A hydrogen ejector for PEMFC system is designed based on thermodynamic theory with considering the influence of water vapor. A CFD model is built in order to optimize the geometric parameters, comprehensively considering performance of different operating conditions. Moreover, effect of structural parameters and operating conditions on PEMFC ejector performance was studied using single-factor and multi-factor analysis methods. The single-factors analysis results show that the nozzle throat diameter, nozzle divergent angle (A), nozzle throat length (B), nozzle exit position (C), mixing tube diameter (D), mixing tube length (E) and are crucial structural parameters that affect the performance of the ejector significantly. Multi-factors analysis is carried to gain the sensitivity of the crucial parameters and further optimize performance of the ejector on PEMFC. For low current (110 A), middle current (275 A), and high current (412.5 A), the order of influence of performance were (D > A > B > C > E), (D > A > B> E > C), and (D > C > E > B > A), respectively.
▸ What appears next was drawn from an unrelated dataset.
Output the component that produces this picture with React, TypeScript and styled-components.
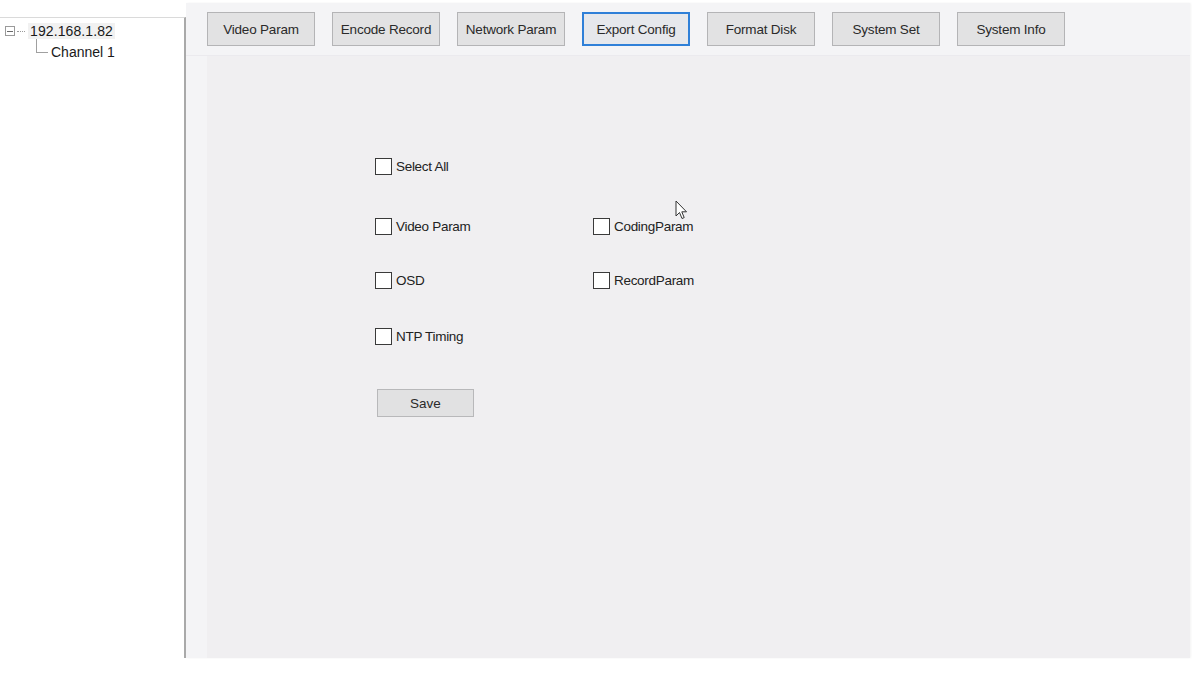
import styled, { createGlobalStyle } from "styled-components";
import { JSX } from "react";

const GlobalStyle = createGlobalStyle`
  html, body {
    margin: 0;
    padding: 0;
    background: #ffffff;
  }
  body {
    font-family: "Liberation Sans", Arial, sans-serif;
    color: #1e1e1e;
  }
  * {
    box-sizing: border-box;
  }
`;

const Window = styled.div`
  width: 1200px;
  height: 680px;
  display: flex;
  align-items: flex-start;
  background: #ffffff;
`;

const TreePanel = styled.div`
  width: 186px;
  height: 641px;
  margin-top: 17px;
  padding-top: 5px;
  background: #ffffff;
  border-top: 1px solid #dadada;
  border-right: 2px solid #a9a9a9;
  font-size: 14px;
`;

const TreeRow = styled.div`
  display: flex;
  align-items: center;
  height: 16px;
  padding-left: 5px;
`;

const Expander = styled.span`
  width: 10px;
  height: 10px;
  border: 1px solid #9a9a9a;
  display: flex;
  align-items: center;
  justify-content: center;

  &::after {
    content: "";
    width: 6px;
    height: 1px;
    background: #6a6a6a;
  }
`;

const DotLine = styled.span`
  width: 8px;
  margin: 0 3px 0 2px;
  border-top: 1px dotted #9a9a9a;
`;

const NodeLabel = styled.span<{ $selected?: boolean }>`
  padding: 0 2px;
  letter-spacing: 0.1px;
  color: #1a1a1a;
  background: ${({ $selected }) => ($selected ? "#f1f1f1" : "transparent")};
`;

const ChildRow = styled.div`
  display: flex;
  align-items: flex-end;
  height: 21px;
  padding-left: 36px;
`;

const Connector = styled.span`
  width: 12px;
  height: 14px;
  margin-bottom: 7px;
  border-left: 1px solid #a0a0a0;
  border-bottom: 1px solid #a0a0a0;
`;

const ChildLabel = styled.span`
  padding-left: 3px;
  line-height: 16px;
  color: #1a1a1a;
`;

const Main = styled.div`
  width: 1004px;
  height: 655px;
  margin-top: 3px;
  display: flex;
  flex-direction: column;
  background: #f4f4f6;
  box-shadow: 1px 0 2px rgba(0, 0, 0, 0.05);
`;

const Toolbar = styled.div`
  height: 53px;
  display: flex;
  gap: 17px;
  padding: 9px 0 0 21px;
  border-bottom: 1px solid #ebeaee;
`;

const TabButton = styled.button<{ $active?: boolean }>`
  width: 108px;
  height: 34px;
  padding: 0;
  font-family: "Liberation Sans", Arial, sans-serif;
  font-size: 13.5px;
  letter-spacing: -0.2px;
  color: #2a2a2a;
  background: ${({ $active }) => ($active ? "#e6e8ec" : "#e2e2e3")};
  border: ${({ $active }) => ($active ? "2px solid #2f80d8" : "1px solid #b4b4b6")};
  cursor: pointer;
`;

const ContentWrap = styled.div`
  flex: 1;
  display: flex;
  padding-left: 21px;
`;

const ContentPane = styled.div`
  flex: 1;
  position: relative;
  background: #f0eff1;
  padding: 101px 0 0 168px;
`;

const OptionGrid = styled.div`
  display: grid;
  grid-template-columns: 218px 200px;
`;

const OptionRow = styled.div<{ $gap: number }>`
  grid-column: 1 / -1;
  display: grid;
  grid-template-columns: 218px 200px;
  margin-top: ${({ $gap }) => $gap}px;
`;

const Option = styled.label`
  display: flex;
  align-items: center;
  gap: 4px;
  height: 18px;
  font-size: 13.5px;
  letter-spacing: -0.3px;
  color: #222222;
`;

const Box = styled.span`
  width: 17px;
  height: 17px;
  background: #ffffff;
  border: 1px solid #3a3a3a;
`;

const SaveButton = styled.button`
  width: 97px;
  height: 28px;
  margin: 44px 0 0 2px;
  padding: 0;
  font-family: "Liberation Sans", Arial, sans-serif;
  font-size: 13.5px;
  color: #2a2a2a;
  background: #e1e1e2;
  border: 1px solid #b8b8ba;
  cursor: pointer;
`;

const Pointer = styled.svg`
  position: absolute;
  left: 468px;
  top: 144px;
  width: 13px;
  height: 20px;
`;

const tabs = [
  "Video Param",
  "Encode Record",
  "Network Param",
  "Export Config",
  "Format Disk",
  "System Set",
  "System Info",
];

const rows: { gap: number; items: string[] }[] = [
  { gap: 0, items: ["Select All"] },
  { gap: 42, items: ["Video Param", "CodingParam"] },
  { gap: 36, items: ["OSD", "RecordParam"] },
  { gap: 38, items: ["NTP Timing"] },
];

const App = (): JSX.Element => {
  return (
    <>
      <GlobalStyle />
      <Window>
        <TreePanel>
          <TreeRow>
            <Expander />
            <DotLine />
            <NodeLabel $selected>192.168.1.82</NodeLabel>
          </TreeRow>
          <ChildRow>
            <Connector />
            <ChildLabel>Channel 1</ChildLabel>
          </ChildRow>
        </TreePanel>
        <Main>
          <Toolbar>
            {tabs.map((t) => (
              <TabButton key={t} $active={t === "Export Config"}>
                {t}
              </TabButton>
            ))}
          </Toolbar>
          <ContentWrap>
            <ContentPane>
              <OptionGrid>
                {rows.map((row, i) => (
                  <OptionRow key={i} $gap={row.gap}>
                    {row.items.map((item) => (
                      <Option key={item}>
                        <Box />
                        {item}
                      </Option>
                    ))}
                  </OptionRow>
                ))}
              </OptionGrid>
              <SaveButton>Save</SaveButton>
              <Pointer viewBox="0 0 13 20">
                <path
                  d="M1 1 L1 16 L4.5 12.5 L7 18.5 L9.2 17.6 L6.8 11.8 L11.5 11.8 Z"
                  fill="#ffffff"
                  stroke="#333333"
                  strokeWidth="1"
                  strokeLinejoin="round"
                />
              </Pointer>
            </ContentPane>
          </ContentWrap>
        </Main>
      </Window>
    </>
  );
};

export default App;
The optimized ejector by multi-factor analysis method has a better performance than one optimized by single-factor. This study may provide a new way of thinking for optimization of structural parameters of any PEMFC ejector with various operating condition.

Suggested Citation

  • Chao Li & Baigang Sun & Qinghe Luo, 2022. "Effect of Structural Parameters and Operational Characteristic Analysis on Ejector Used in Proton Exchange Membrane Fuel Cell," Sustainability, MDPI, vol. 14(15), pages 1-21, July.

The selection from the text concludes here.